Now, let's try to make the left side look like our special 'growth rate' pattern, which is $(x+4)^K y' + K(x+4)^{K-1} y$.
If we compare the $y'$ part, we see that $(x+4)^{P+1} y'$ should match $(x+4)^K y'$. So, $K$ must be $P+1$.
Now let's compare the $y$ part: $5(x+4)^P y$ should match $K(x+4)^{K-1} y$.
Substitute $K=P+1$ into the second part:
$5(x+4)^P = (P+1)(x+4)^{(P+1)-1}$
$5(x+4)^P = (P+1)(x+4)^P$
For this to work, the $P+1$ part must be equal to 5! So, $P+1 = 5$, which means $P = 4$.
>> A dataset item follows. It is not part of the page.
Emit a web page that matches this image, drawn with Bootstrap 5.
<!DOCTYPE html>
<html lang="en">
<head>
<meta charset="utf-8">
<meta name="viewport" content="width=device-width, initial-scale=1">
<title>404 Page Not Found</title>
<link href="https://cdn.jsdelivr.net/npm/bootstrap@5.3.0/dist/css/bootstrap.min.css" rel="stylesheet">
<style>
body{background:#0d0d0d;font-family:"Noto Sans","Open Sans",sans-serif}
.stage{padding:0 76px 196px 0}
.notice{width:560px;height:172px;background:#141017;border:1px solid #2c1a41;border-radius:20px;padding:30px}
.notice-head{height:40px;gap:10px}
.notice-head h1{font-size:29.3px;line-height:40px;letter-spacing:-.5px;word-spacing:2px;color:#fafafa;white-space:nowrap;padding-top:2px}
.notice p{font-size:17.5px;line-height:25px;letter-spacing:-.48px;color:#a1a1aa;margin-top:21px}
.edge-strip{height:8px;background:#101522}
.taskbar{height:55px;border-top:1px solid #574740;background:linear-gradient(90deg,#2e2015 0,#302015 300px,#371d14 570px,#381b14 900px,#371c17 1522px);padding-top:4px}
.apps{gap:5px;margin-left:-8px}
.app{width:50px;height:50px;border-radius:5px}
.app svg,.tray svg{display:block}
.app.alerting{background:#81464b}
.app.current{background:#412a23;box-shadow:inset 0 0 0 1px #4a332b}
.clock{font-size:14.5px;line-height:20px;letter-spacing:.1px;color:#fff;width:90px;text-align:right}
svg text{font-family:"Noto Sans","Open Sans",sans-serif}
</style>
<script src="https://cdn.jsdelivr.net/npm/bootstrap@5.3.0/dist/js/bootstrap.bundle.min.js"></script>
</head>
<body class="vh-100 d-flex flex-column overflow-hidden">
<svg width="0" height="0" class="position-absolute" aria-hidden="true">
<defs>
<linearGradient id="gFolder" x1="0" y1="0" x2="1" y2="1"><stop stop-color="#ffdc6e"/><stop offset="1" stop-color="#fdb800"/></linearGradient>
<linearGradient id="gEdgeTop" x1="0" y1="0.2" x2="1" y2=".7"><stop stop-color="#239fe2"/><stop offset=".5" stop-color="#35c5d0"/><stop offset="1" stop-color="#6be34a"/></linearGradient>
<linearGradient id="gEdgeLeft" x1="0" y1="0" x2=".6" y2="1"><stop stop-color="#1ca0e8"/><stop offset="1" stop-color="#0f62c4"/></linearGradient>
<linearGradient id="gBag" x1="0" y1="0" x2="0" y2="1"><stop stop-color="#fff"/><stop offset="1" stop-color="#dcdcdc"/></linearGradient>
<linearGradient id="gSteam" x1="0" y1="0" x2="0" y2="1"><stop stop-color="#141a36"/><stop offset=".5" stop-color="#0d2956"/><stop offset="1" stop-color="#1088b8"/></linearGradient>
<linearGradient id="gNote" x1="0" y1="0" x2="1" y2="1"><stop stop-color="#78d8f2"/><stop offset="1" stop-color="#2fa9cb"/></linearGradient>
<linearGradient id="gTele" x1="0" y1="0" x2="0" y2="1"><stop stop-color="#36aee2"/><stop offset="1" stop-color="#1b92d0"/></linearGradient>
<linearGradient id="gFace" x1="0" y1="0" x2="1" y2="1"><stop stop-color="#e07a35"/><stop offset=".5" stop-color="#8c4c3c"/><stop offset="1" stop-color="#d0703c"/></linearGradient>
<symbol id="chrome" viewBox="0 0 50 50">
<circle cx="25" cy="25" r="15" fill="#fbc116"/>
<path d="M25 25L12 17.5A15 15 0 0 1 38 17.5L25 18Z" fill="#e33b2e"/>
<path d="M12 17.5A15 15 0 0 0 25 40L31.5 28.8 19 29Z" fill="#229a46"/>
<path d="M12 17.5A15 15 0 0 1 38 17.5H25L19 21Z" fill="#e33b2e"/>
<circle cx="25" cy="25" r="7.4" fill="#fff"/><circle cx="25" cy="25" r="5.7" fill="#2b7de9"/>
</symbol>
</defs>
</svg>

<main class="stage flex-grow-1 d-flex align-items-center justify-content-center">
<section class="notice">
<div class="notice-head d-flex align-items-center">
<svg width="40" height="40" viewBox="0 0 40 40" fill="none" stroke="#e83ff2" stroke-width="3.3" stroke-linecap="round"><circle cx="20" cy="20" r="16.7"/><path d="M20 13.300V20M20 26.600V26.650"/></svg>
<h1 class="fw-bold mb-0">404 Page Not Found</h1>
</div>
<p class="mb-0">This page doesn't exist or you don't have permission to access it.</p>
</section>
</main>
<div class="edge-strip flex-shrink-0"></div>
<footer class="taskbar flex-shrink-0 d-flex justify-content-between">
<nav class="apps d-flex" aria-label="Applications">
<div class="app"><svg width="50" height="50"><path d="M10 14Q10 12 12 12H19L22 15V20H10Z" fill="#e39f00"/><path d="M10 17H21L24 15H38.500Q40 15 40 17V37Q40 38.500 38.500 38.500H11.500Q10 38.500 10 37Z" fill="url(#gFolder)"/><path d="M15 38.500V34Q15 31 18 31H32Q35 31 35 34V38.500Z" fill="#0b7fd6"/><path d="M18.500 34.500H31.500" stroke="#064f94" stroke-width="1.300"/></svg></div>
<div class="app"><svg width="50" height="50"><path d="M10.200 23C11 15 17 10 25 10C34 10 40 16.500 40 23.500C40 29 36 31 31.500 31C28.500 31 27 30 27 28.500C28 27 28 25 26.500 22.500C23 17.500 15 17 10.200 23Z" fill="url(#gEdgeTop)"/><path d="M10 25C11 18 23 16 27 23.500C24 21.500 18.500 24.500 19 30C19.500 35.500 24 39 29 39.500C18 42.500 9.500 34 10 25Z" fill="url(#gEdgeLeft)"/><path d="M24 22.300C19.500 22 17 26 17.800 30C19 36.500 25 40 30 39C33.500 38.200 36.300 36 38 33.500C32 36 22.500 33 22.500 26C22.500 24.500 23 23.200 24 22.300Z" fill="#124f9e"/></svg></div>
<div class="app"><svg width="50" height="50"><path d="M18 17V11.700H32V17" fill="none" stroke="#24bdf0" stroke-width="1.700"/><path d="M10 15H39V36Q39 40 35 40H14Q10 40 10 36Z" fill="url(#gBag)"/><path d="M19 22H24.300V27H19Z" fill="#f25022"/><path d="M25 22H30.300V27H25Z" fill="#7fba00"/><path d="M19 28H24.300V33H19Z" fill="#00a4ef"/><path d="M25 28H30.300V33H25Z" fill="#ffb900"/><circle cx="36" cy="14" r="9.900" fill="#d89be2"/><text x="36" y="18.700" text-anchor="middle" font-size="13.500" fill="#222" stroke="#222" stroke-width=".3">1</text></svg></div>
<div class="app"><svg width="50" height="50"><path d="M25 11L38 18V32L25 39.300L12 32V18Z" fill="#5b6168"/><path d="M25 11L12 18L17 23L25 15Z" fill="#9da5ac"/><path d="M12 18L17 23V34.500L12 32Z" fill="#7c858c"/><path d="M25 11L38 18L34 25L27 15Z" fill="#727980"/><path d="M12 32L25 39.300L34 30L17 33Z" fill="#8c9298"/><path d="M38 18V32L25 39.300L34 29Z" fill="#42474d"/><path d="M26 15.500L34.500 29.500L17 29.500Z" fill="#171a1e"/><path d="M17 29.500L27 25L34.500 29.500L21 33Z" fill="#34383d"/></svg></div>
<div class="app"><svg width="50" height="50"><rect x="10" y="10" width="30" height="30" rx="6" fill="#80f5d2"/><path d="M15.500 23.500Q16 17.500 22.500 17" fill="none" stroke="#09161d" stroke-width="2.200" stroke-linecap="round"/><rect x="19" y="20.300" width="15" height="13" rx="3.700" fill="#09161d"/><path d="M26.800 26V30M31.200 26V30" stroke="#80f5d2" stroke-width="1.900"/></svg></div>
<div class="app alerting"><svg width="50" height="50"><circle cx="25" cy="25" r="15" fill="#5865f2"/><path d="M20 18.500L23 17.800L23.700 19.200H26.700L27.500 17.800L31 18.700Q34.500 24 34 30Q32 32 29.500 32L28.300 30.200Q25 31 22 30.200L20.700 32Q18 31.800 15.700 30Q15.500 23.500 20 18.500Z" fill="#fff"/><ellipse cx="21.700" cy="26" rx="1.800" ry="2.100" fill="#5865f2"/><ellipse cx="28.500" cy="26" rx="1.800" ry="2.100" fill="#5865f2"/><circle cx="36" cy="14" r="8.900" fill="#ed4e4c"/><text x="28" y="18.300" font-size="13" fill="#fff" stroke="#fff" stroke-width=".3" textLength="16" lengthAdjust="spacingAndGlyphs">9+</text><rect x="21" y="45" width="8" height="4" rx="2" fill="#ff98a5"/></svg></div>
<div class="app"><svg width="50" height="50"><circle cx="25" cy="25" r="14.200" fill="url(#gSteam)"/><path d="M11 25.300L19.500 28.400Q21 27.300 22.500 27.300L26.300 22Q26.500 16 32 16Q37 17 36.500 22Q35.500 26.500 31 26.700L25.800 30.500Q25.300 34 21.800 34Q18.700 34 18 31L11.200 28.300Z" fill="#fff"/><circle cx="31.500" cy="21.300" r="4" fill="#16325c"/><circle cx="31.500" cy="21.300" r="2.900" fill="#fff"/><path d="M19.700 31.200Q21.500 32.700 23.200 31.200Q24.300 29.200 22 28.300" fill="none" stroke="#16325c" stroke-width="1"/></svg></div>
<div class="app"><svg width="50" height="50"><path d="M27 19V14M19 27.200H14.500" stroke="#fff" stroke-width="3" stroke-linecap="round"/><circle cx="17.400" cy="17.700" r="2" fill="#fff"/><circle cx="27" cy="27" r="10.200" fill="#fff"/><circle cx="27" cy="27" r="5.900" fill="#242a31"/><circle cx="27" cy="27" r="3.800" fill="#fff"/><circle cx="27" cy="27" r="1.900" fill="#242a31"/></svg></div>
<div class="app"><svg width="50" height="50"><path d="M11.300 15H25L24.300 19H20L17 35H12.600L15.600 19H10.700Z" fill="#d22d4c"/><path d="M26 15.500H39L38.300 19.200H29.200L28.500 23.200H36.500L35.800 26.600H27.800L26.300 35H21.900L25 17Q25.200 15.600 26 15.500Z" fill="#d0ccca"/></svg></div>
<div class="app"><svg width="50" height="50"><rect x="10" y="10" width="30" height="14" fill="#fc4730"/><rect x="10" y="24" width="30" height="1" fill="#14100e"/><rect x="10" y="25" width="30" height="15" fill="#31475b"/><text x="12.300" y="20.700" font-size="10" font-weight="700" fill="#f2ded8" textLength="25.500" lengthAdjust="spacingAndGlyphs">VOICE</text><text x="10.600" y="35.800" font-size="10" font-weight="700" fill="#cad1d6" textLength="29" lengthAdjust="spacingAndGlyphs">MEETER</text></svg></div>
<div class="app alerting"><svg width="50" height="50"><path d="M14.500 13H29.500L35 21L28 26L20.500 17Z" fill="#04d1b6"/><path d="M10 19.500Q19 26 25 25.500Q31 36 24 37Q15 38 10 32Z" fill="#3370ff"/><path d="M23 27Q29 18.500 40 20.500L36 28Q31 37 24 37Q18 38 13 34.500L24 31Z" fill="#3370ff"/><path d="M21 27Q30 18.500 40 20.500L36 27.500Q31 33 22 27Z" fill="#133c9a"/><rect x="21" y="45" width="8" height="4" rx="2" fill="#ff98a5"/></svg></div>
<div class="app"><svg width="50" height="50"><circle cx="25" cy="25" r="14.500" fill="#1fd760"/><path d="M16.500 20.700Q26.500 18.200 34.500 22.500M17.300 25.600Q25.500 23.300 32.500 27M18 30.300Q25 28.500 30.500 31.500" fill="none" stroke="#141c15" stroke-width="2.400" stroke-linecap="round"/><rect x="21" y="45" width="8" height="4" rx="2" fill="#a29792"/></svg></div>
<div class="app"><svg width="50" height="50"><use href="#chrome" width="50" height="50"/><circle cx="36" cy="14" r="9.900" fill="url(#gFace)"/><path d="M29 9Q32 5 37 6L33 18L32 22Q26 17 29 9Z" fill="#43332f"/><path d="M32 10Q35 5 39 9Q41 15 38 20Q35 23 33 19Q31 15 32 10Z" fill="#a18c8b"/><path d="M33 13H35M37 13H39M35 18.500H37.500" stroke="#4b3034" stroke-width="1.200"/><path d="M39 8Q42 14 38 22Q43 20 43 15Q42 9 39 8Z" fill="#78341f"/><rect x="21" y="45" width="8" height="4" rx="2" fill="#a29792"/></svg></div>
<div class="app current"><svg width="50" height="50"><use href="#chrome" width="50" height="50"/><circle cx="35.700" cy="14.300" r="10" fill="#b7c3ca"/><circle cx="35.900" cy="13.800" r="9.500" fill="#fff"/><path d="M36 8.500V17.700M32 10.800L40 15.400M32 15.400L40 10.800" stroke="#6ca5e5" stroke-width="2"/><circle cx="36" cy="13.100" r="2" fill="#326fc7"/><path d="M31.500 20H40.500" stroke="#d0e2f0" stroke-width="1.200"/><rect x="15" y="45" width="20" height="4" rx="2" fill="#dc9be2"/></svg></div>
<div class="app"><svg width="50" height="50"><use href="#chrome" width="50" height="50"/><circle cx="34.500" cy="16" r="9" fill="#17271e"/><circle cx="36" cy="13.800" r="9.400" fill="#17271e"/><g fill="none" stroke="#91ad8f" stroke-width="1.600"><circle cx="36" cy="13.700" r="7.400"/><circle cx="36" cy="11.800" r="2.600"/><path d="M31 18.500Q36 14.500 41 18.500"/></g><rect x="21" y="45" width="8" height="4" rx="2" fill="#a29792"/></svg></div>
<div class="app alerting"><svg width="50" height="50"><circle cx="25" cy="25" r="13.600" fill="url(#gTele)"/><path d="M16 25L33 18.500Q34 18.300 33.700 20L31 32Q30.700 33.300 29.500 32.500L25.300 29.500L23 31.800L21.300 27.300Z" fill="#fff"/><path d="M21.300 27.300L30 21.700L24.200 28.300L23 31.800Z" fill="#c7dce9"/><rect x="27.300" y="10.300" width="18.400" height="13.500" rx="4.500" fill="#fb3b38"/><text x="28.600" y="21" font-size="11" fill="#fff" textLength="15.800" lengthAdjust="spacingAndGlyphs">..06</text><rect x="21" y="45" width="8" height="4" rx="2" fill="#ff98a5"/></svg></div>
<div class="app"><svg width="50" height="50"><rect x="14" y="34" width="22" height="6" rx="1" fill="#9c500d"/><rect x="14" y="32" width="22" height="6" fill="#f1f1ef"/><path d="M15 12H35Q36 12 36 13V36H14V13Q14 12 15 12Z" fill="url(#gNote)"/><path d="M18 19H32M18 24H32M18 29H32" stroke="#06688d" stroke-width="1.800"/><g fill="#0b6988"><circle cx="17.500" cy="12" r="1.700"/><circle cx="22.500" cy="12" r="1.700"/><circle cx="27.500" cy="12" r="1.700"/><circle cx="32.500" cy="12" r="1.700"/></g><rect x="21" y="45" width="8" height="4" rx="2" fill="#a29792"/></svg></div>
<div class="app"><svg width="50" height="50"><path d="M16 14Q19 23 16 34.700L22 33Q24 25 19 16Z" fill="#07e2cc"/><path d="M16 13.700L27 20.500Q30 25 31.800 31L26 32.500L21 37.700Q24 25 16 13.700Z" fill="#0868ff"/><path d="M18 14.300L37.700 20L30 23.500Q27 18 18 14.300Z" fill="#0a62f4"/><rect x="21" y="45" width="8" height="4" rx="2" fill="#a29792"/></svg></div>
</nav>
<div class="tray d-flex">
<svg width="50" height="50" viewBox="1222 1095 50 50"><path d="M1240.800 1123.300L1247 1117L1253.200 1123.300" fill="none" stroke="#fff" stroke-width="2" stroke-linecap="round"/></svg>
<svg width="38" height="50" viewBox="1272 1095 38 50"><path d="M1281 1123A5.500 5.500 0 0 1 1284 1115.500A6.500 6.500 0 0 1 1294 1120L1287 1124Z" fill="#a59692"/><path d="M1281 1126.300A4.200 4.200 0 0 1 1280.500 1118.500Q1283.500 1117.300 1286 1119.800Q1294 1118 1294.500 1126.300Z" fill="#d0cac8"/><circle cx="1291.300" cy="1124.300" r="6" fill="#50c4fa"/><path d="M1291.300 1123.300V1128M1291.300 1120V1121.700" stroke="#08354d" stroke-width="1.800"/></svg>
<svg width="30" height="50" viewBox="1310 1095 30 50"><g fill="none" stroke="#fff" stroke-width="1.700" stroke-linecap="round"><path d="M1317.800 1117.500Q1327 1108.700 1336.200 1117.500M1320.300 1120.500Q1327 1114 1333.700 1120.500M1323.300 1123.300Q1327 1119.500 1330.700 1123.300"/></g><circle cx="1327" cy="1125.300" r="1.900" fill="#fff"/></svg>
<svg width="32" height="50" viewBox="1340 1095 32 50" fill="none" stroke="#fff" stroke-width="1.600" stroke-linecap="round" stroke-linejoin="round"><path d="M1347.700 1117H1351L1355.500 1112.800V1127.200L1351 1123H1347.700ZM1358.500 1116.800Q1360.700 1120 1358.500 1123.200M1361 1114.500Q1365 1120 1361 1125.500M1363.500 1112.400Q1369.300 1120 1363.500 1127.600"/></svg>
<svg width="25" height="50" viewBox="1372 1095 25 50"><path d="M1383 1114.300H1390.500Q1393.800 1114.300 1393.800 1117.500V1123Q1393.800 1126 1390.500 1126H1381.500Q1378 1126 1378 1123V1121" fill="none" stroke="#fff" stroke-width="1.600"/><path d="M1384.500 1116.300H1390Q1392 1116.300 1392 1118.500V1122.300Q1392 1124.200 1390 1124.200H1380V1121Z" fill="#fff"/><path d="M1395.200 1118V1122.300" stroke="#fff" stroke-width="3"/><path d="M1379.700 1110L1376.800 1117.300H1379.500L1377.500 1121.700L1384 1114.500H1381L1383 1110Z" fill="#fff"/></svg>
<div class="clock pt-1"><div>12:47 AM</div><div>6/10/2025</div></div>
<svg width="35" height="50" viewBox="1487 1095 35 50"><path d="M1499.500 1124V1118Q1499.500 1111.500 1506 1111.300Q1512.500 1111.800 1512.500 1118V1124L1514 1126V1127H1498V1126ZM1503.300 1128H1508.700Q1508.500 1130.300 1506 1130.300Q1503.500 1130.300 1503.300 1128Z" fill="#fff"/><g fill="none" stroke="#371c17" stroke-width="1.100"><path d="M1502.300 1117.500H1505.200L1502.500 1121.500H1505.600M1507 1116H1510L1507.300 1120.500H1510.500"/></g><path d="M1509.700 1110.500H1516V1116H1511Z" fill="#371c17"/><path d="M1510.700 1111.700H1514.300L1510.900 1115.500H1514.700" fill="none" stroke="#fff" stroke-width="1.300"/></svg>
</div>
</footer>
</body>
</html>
Aha! This is super cool! If I multiply the whole original equation by $(x+4)^4$, the left side becomes a perfect 'growth rate'!
Let's do it:
$(x+4)^4 \cdot [(x + 4)y' + 5y] = (x+4)^4 \cdot (x+4)^2$
$(x+4)^5 y' + 5(x+4)^4 y = (x+4)^6$

Now, the left side, $(x+4)^5 y' + 5(x+4)^4 y$, is exactly the 'growth rate' of $[ (x+4)^5 \cdot y ]$!
So, our problem becomes:
'Growth rate of $[ (x+4)^5 \cdot y ]$' = $(x+4)^6$

To find out what $[ (x+4)^5 \cdot y ]$ is, we need to "un-do" the 'growth rate'. It's like knowing how fast something is growing and wanting to know how big it is. If something grows like $x^6$, then it must have started from something like $\frac{1}{7}x^7$ (because the 'growth rate' of $x^7$ is $7x^6$, so we divide by 7).
So, if the 'growth rate' is $(x+4)^6$, the original must be $\frac{1}{7}(x+4)^7$.
Also, whenever we "un-do" a 'growth rate', there's always a starting amount we don't know, a 'mystery constant' (let's call it $C$).
So, we have:
$(x+4)^5 \cdot y = \frac{1}{7}(x+4)^7 + C$

The last step is to get $y$ all by itself. I just need to divide everything by $(x+4)^5$:
$y = \frac{\frac{1}{7}(x+4)^7}{(x+4)^5} + \frac{C}{(x+4)^5}$
When you divide powers with the same base, you subtract the exponents. So $(x+4)^7$ divided by $(x+4)^5$ is $(x+4)^{7-5} = (x+4)^2$.
$y = \frac{1}{7}(x+4)^2 + \frac{C}{(x+4)^5}$

And that's the answer! It was like finding a hidden pattern to simplify the whole thing!